(Information given):

---

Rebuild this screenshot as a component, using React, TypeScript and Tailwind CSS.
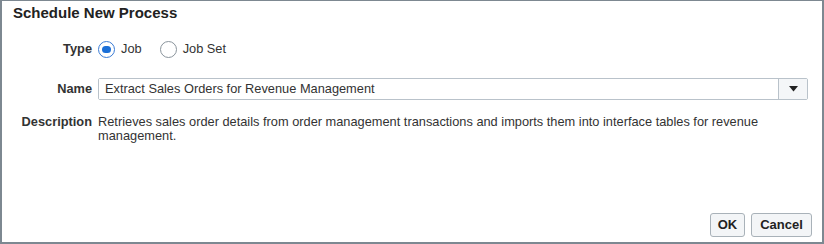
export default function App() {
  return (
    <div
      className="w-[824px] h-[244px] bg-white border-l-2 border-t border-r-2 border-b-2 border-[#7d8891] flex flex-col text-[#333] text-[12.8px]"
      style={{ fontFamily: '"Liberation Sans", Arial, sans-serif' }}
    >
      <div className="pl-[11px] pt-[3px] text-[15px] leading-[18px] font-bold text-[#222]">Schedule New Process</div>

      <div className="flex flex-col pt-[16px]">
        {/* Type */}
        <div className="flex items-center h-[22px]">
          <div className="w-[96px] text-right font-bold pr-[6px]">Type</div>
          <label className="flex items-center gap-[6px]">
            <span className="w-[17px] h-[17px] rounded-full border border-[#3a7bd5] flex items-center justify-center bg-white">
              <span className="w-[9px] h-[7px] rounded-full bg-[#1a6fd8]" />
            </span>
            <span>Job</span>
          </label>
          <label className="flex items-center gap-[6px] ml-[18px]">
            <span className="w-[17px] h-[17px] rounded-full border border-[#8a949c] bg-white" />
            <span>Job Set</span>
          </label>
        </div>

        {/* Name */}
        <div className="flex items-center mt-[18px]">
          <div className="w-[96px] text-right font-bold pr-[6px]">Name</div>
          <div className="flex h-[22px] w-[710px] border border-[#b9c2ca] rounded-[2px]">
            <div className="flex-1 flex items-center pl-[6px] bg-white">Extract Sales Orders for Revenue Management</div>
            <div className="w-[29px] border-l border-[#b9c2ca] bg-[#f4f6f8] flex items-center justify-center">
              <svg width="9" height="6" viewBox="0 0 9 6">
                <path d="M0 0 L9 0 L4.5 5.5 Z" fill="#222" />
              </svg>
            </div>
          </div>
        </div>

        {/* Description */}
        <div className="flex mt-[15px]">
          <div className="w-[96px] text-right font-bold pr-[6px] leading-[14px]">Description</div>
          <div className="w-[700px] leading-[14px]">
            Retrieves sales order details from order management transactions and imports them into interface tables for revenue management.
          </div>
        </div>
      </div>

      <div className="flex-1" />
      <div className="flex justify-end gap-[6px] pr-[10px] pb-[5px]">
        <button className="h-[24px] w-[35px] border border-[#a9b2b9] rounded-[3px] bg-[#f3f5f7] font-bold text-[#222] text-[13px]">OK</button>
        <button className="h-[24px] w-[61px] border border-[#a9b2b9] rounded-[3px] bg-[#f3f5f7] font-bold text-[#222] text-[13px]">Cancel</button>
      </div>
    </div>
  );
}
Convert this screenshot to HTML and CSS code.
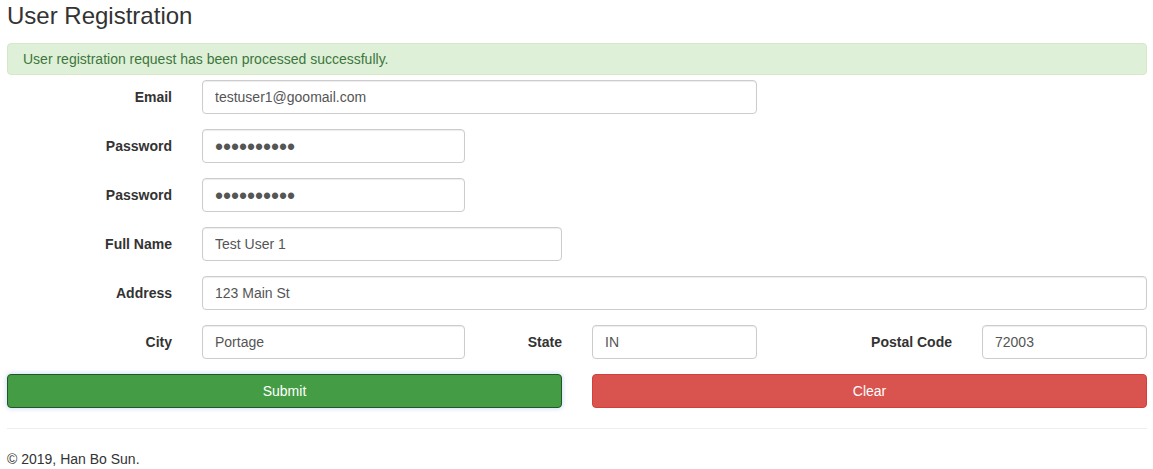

---

(Work to be completed):
Restate each line of the records exactly; pictures do not belong in the copy.

(Finished exercise):
Rebuild this screenshot as a component, using React, TypeScript and Tailwind CSS.
export default function App() {
  return (
    <div
      className="w-[824px] h-[244px] bg-white border-l-2 border-t border-r-2 border-b-2 border-[#7d8891] flex flex-col text-[#333] text-[12.8px]"
      style={{ fontFamily: '"Liberation Sans", Arial, sans-serif' }}
    >
      <div className="pl-[11px] pt-[3px] text-[15px] leading-[18px] font-bold text-[#222]">Schedule New Process</div>

      <div className="flex flex-col pt-[16px]">
        {/* Type */}
        <div className="flex items-center h-[22px]">
          <div className="w-[96px] text-right font-bold pr-[6px]">Type</div>
          <label className="flex items-center gap-[6px]">
            <span className="w-[17px] h-[17px] rounded-full border border-[#3a7bd5] flex items-center justify-center bg-white">
              <span className="w-[9px] h-[7px] rounded-full bg-[#1a6fd8]" />
            </span>
            <span>Job</span>
          </label>
          <label className="flex items-center gap-[6px] ml-[18px]">
            <span className="w-[17px] h-[17px] rounded-full border border-[#8a949c] bg-white" />
            <span>Job Set</span>
          </label>
        </div>

        {/* Name */}
        <div className="flex items-center mt-[18px]">
          <div className="w-[96px] text-right font-bold pr-[6px]">Name</div>
          <div className="flex h-[22px] w-[710px] border border-[#b9c2ca] rounded-[2px]">
            <div className="flex-1 flex items-center pl-[6px] bg-white">Extract Sales Orders for Revenue Management</div>
            <div className="w-[29px] border-l border-[#b9c2ca] bg-[#f4f6f8] flex items-center justify-center">
              <svg width="9" height="6" viewBox="0 0 9 6">
                <path d="M0 0 L9 0 L4.5 5.5 Z" fill="#222" />
              </svg>
            </div>
          </div>
        </div>

        {/* Description */}
        <div className="flex mt-[15px]">
          <div className="w-[96px] text-right font-bold pr-[6px] leading-[14px]">Description</div>
          <div className="w-[700px] leading-[14px]">
            Retrieves sales order details from order management transactions and imports them into interface tables for revenue management.
          </div>
        </div>
      </div>

      <div className="flex-1" />
      <div className="flex justify-end gap-[6px] pr-[10px] pb-[5px]">
        <button className="h-[24px] w-[35px] border border-[#a9b2b9] rounded-[3px] bg-[#f3f5f7] font-bold text-[#222] text-[13px]">OK</button>
        <button className="h-[24px] w-[61px] border border-[#a9b2b9] rounded-[3px] bg-[#f3f5f7] font-bold text-[#222] text-[13px]">Cancel</button>
      </div>
    </div>
  );
}
Convert this screenshot to HTML and CSS code.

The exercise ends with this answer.